A little over a year ago, I had been in an accident, fracturing my skull through my left eye, causing me to suffer major migraines and partial blindness in my one eye. Ever since then she had been acting weird, staying out later at work (the week she left she stayed out for 4 hours after her shift ended, normally she would be an hour and a half late due to co-workers being unreliable). She would call and say she would want sex, only to find any excuse whatsoever to not do it.

Anything from,
-she and her friends stayed out to late and she is tired.
-she feels there's no point because she was never going to get pregnant.
-she isn't feeling it (Despite minutes ago wanting it)

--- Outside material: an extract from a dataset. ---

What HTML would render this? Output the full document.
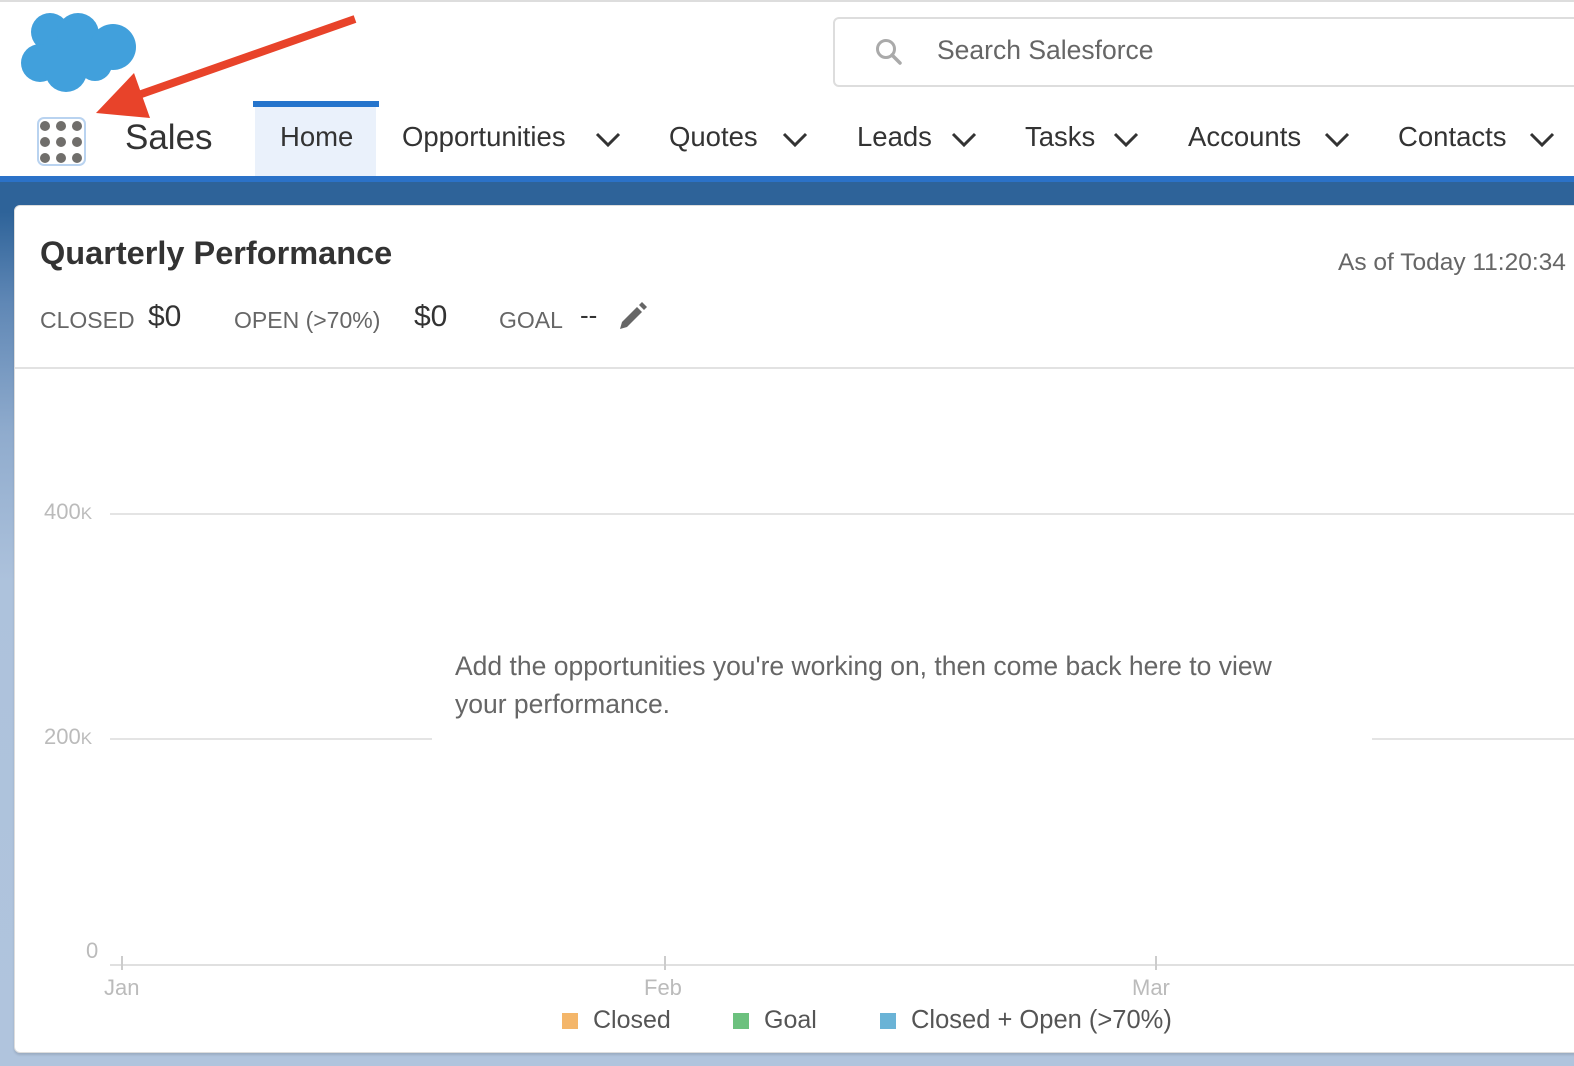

However she was the one who brought up wanting it. Any attempt by me to have sex with her was met with rejection on any other occasion would be met with rejection.

The Saturday she left, we went out for a nice lunch, and I made her a steak dinner. While eating she said, that she wanted to take her pills again to help regulate her periods. That she would start them on a day where she could remember taking them, so on the 14th day after taking them we could try to have a baby again. And made note that while on the pills her sex drive would go up so I would be rejected less.

I told her that the doctor we had been seeing also suggested that we should try once a week. That doing that would be better than once every 2-3 weeks. She agreed and said she'd make the effort.

When she went to her night shift that night, she sent a text that she only saw us as friends. That she should have told me before the wedding but she wanted to wear her dress so badly. That she is sorry but is never coming back.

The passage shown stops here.